**Exercise**
Where does the string "screenshot" appear in the records? Copy every line that contains it.

------ Data to process ------

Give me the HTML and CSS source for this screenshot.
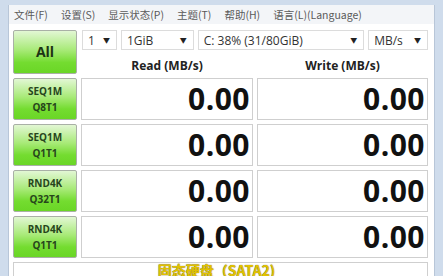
FILE: index.html
```html
<!DOCTYPE html>
<html lang="zh">
<head>
    <meta charset="UTF-8">
    <title>CrystalDiskMark</title>
    <link rel="stylesheet" href="styles.css">
</head>
<body>

<div class="window">
    <div class="menubar">
        <span>文件(F)</span>
        <span>设置(S)</span>
        <span>显示状态(P)</span>
        <span>主题(T)</span>
        <span>帮助(H)</span>
        <span>语言(L)(Language)</span>
    </div>

    <div class="client">
        <div class="grid">
            <button class="btn all">All</button>
            <div class="controls">
                <div class="select w-count">1<i>▼</i></div>
                <div class="select w-size">1GiB<i>▼</i></div>
                <div class="select w-drive">C: 38% (31/80GiB)<i>▼</i></div>
                <div class="select w-unit">MB/s<i>▼</i></div>
            </div>
            <div class="head">Read (MB/s)</div>
            <div class="head">Write (MB/s)</div>

            <button class="btn">SEQ1M<br>Q8T1</button>
            <div class="value">0.00</div>
            <div class="value">0.00</div>

            <button class="btn">SEQ1M<br>Q1T1</button>
            <div class="value">0.00</div>
            <div class="value">0.00</div>

            <button class="btn">RND4K<br>Q32T1</button>
            <div class="value">0.00</div>
            <div class="value">0.00</div>

            <button class="btn">RND4K<br>Q1T1</button>
            <div class="value">0.00</div>
            <div class="value">0.00</div>

            <div class="comment">固态硬盘（SATA2)</div>
        </div>
    </div>
</div>

</body>
</html>
```

FILE: styles.css
```css
body { margin: 0; background: #cfdcec; font-family: "Open Sans", "Noto Sans CJK SC", sans-serif; }
.window { width: 443px; height: 276px; padding-top: 5px; box-sizing: border-box; overflow: hidden; }

.menubar { margin: 0 8px; height: 19px; background: #f3f5f8; display: flex; align-items: center; gap: 13px; padding-left: 5px; font-family: "Noto Sans CJK SC", sans-serif; font-size: 10.5px; color: #5a5a5a; border-left: 1px solid #b8c6d8; border-right: 1px solid #b8c6d8; }

.client { margin: 0 8px; background: #fff; height: 260px; border-left: 1px solid #b8c6d8; border-right: 1px solid #b8c6d8; padding: 6px 6px 0 4px; box-sizing: border-box; }

.grid { display: grid; grid-template-columns: 64px 172px 171px; grid-template-rows: 20px 20px repeat(4, 42px) 30px; column-gap: 4px; row-gap: 4px; }

.btn { border: 1px solid #a9b0a6; border-radius: 2px; background: linear-gradient(#e2f7d4, #a8ea78 45%, #74dc30 75%, #6ad626); font-family: "Open Sans", sans-serif; font-weight: bold; font-size: 10px; line-height: 16px; color: #27451c; padding: 0; }
.btn.all { grid-row: span 2; font-size: 14px; color: #1d3414; }

.controls { grid-column: span 2; display: flex; gap: 4px; padding-left: 1px; }
.select { height: 20px; box-sizing: border-box; border: 1px solid #dcdcdc; display: flex; align-items: center; justify-content: space-between; padding: 0 6px 0 5px; font-size: 12px; color: #333; }
.select i { font-style: normal; font-size: 7px; color: #222; }
.w-count { width: 35px; }
.w-size { width: 73px; }
.w-drive { width: 167px; }
.w-unit { width: 60px; }

.head { text-align: center; font-weight: bold; font-size: 12px; color: #222; line-height: 20px; padding-top: 2px; }

.value { border: 1px solid #cfcfcf; text-align: right; font-weight: bold; font-size: 30px; line-height: 40px; padding-right: 2px; color: #111; letter-spacing: 0.5px; }

.comment { grid-column: span 3; border: 1px solid #cfcfcf; text-align: center; font-family: "Noto Sans CJK SC", sans-serif; font-weight: bold; font-size: 14px; line-height: 14px; color: #e2c200; text-shadow: 0 0 1px #5a4a00; padding-right: 8px; }
```
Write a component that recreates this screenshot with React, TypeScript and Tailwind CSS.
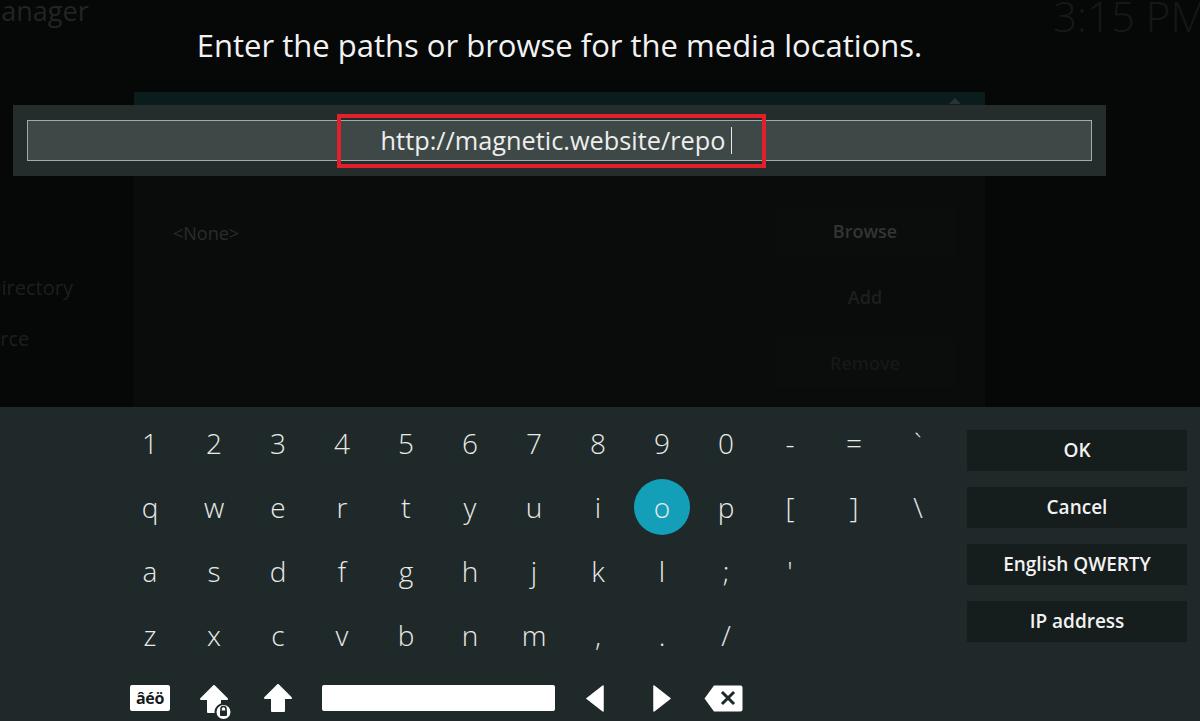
import React from 'react';

const rows: string[][] = [
  ['1', '2', '3', '4', '5', '6', '7', '8', '9', '0', '-', '=', '`'],
  ['q', 'w', 'e', 'r', 't', 'y', 'u', 'i', 'o', 'p', '[', ']', '\\'],
  ['a', 's', 'd', 'f', 'g', 'h', 'j', 'k', 'l', ';', "'"],
  ['z', 'x', 'c', 'v', 'b', 'n', 'm', ',', '.', '/'],
];

const actions = ['OK', 'Cancel', 'English QWERTY', 'IP address'];

const ShiftIcon: React.FC = () => (
  <svg width="28" height="28" viewBox="0 0 28 28">
    <path d="M14 1 L27 14 H20 V27 H8 V14 H1 Z" fill="#fff" stroke="#fff" strokeWidth="2" strokeLinejoin="round" />
  </svg>
);

const CapsIcon: React.FC = () => (
  <svg width="40" height="36" viewBox="0 0 40 36">
    <path d="M20 1 L33 14 H26 V27 H14 V14 H7 Z" fill="#fff" stroke="#fff" strokeWidth="2" strokeLinejoin="round" />
    <circle cx="29.5" cy="27" r="8" fill="#fff" stroke="#202929" strokeWidth="2" />
    <path d="M27 26 v-2 a2.5 2.5 0 0 1 5 0 v2" fill="none" stroke="#202929" strokeWidth="1.6" />
    <rect x="26" y="25.5" width="7" height="5.5" rx="1" fill="#202929" />
  </svg>
);

const ArrowLeft: React.FC = () => (
  <svg width="18" height="27" viewBox="0 0 18 27">
    <path d="M17 1 V26 L1 13.5 Z" fill="#fff" stroke="#fff" strokeWidth="1.5" strokeLinejoin="round" />
  </svg>
);

const ArrowRight: React.FC = () => (
  <svg width="18" height="27" viewBox="0 0 18 27">
    <path d="M1 1 V26 L17 13.5 Z" fill="#fff" stroke="#fff" strokeWidth="1.5" strokeLinejoin="round" />
  </svg>
);

const Backspace: React.FC = () => (
  <svg width="39" height="27" viewBox="0 0 39 27">
    <path d="M10 0.5 H36.5 a2 2 0 0 1 2 2 V24.5 a2 2 0 0 1 -2 2 H10 L0.5 13.5 Z" fill="#fff" />
    <path d="M19 8 L29 18 M29 8 L19 18" stroke="#202929" strokeWidth="3" strokeLinecap="square" />
  </svg>
);

export default function App() {
  return (
    <div
      className="w-[1200px] h-[721px] overflow-hidden bg-[#060707] flex flex-col text-white"
      style={{ fontFamily: '"Open Sans", "Noto Sans", sans-serif' }}
    >
      {/* dimmed window behind the keyboard */}
      <div className="relative h-[407px] flex shrink-0">
        <aside className="w-[134px] shrink-0 flex flex-col overflow-hidden">
          <span className="-ml-[23px] -mt-[4px] text-[27px] leading-[30px] text-[#222424] whitespace-nowrap">Manager</span>
          <span className="mt-[248px] -ml-[13px] text-[20px] leading-[28px] text-[#1d1f1f] whitespace-nowrap">Directory</span>
          <span className="mt-[23px] -ml-[35px] text-[20px] leading-[28px] text-[#1d1f1f] whitespace-nowrap">Source</span>
        </aside>

        <section className="mt-[92px] w-[851px] shrink-0 flex flex-col bg-[#0a0b0b]">
          <div className="relative h-[13px] bg-[#0b1c1c]">
            <span className="absolute right-[24px] top-[6px] w-0 h-0 border-l-[6px] border-r-[6px] border-b-[6px] border-l-transparent border-r-transparent border-b-[#2a3232]" />
          </div>
          <div className="flex flex-1 pt-[100px] pl-[31px] pr-[30px] gap-[30px]">
            <div className="flex-1 flex flex-col">
              <span className="text-[18px] text-[#2a2c2c] mt-[15px] pl-[8px]">&lt;None&gt;</span>
            </div>
            <div className="w-[180px] flex flex-col mt-[1px]">
              <div className="h-[50px] flex items-center justify-center text-[18px] font-semibold text-[#333535] bg-[#0b0c0c]">Browse</div>
              <div className="h-[50px] mt-[16px] flex items-center justify-center text-[18px] font-semibold text-[#1d1f1f]">Add</div>
              <div className="h-[50px] mt-[16px] flex items-center justify-center text-[18px] font-semibold text-[#161818] bg-[#0b0c0c]">Remove</div>
            </div>
          </div>
        </section>

        <div className="flex-1 overflow-hidden">
          <span className="block ml-[68px] -mt-[10px] text-[42px] font-light leading-[52px] text-[#161818] whitespace-nowrap">3:15 PM</span>
        </div>

        {/* keyboard dialog heading + input */}
        <div className="absolute left-[13px] top-0 w-[1093px] flex flex-col">
          <h1 className="h-[92px] flex items-center justify-center text-[31px] text-[#f2f2f2] pb-[2px]">
            Enter the paths or browse for the media locations.
          </h1>
          <div className="relative mt-[13px] h-[71px] bg-[#252d2c] px-[14px] pt-[15px]">
            <div className="h-[41px] border border-[#a3abaa] bg-[#3e4846] flex items-center justify-center pr-[6px]">
              <span className="text-[25.3px] text-[#eeeeee] leading-none">http://magnetic.website/repo</span>
              <span className="ml-[6px] w-[1px] h-[27px] bg-[#e8e8e8]" />
            </div>
            <div className="absolute left-[324px] top-[9px] w-[429px] h-[54px] border-[4px] border-[#e2202b]" />
          </div>
        </div>
      </div>

      {/* keyboard */}
      <div className="flex-1 bg-[#202929] flex pl-[118px] overflow-hidden">
        <div className="w-[832px] pt-[4px] flex flex-col">
          {rows.map((row, ri) => (
            <div key={ri} className="flex h-[64px]">
              {row.map(k => (
                <div key={k} className="w-[64px] h-[64px] flex items-center justify-center text-[28px] font-light text-[#e9e9e9]">
                  {k === 'o' ? (
                    <span className="w-[56px] h-[56px] rounded-full bg-[#139fb8] flex items-center justify-center">o</span>
                  ) : (
                    k
                  )}
                </div>
              ))}
            </div>
          ))}
          <div className="flex h-[60px] items-start pt-[18px]">
            <div className="w-[64px] flex justify-center">
              <span className="w-[40px] h-[26px] bg-white rounded-[2px] flex items-center justify-center text-[16px] font-bold text-[#151a1a] tracking-tight leading-none">âéö</span>
            </div>
            <div className="w-[64px] flex justify-center">
              <CapsIcon />
            </div>
            <div className="w-[64px] flex justify-center -mt-[1px]">
              <ShiftIcon />
            </div>
            <div className="w-[256px] flex justify-center">
              <span className="w-[233px] h-[26px] bg-white rounded-[2px]" />
            </div>
            <div className="w-[64px] flex justify-center -ml-[3px] mr-[3px]">
              <ArrowLeft />
            </div>
            <div className="w-[64px] flex justify-center">
              <ArrowRight />
            </div>
            <div className="w-[64px] flex justify-center -ml-[3px]">
              <Backspace />
            </div>
          </div>
        </div>

        <div className="ml-[17px] w-[220px] pt-[23px] flex flex-col gap-[16px]">
          {actions.map(a => (
            <div key={a} className="h-[41px] bg-[#161d1d] flex items-center justify-center text-[19px] font-semibold text-[#f2f2f2]">
              {a}
            </div>
          ))}
        </div>
      </div>
    </div>
  );
}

------

**Task answer**
Give me the HTML and CSS source for this screenshot.
Write a component that recreates this screenshot with React, TypeScript and Tailwind CSS.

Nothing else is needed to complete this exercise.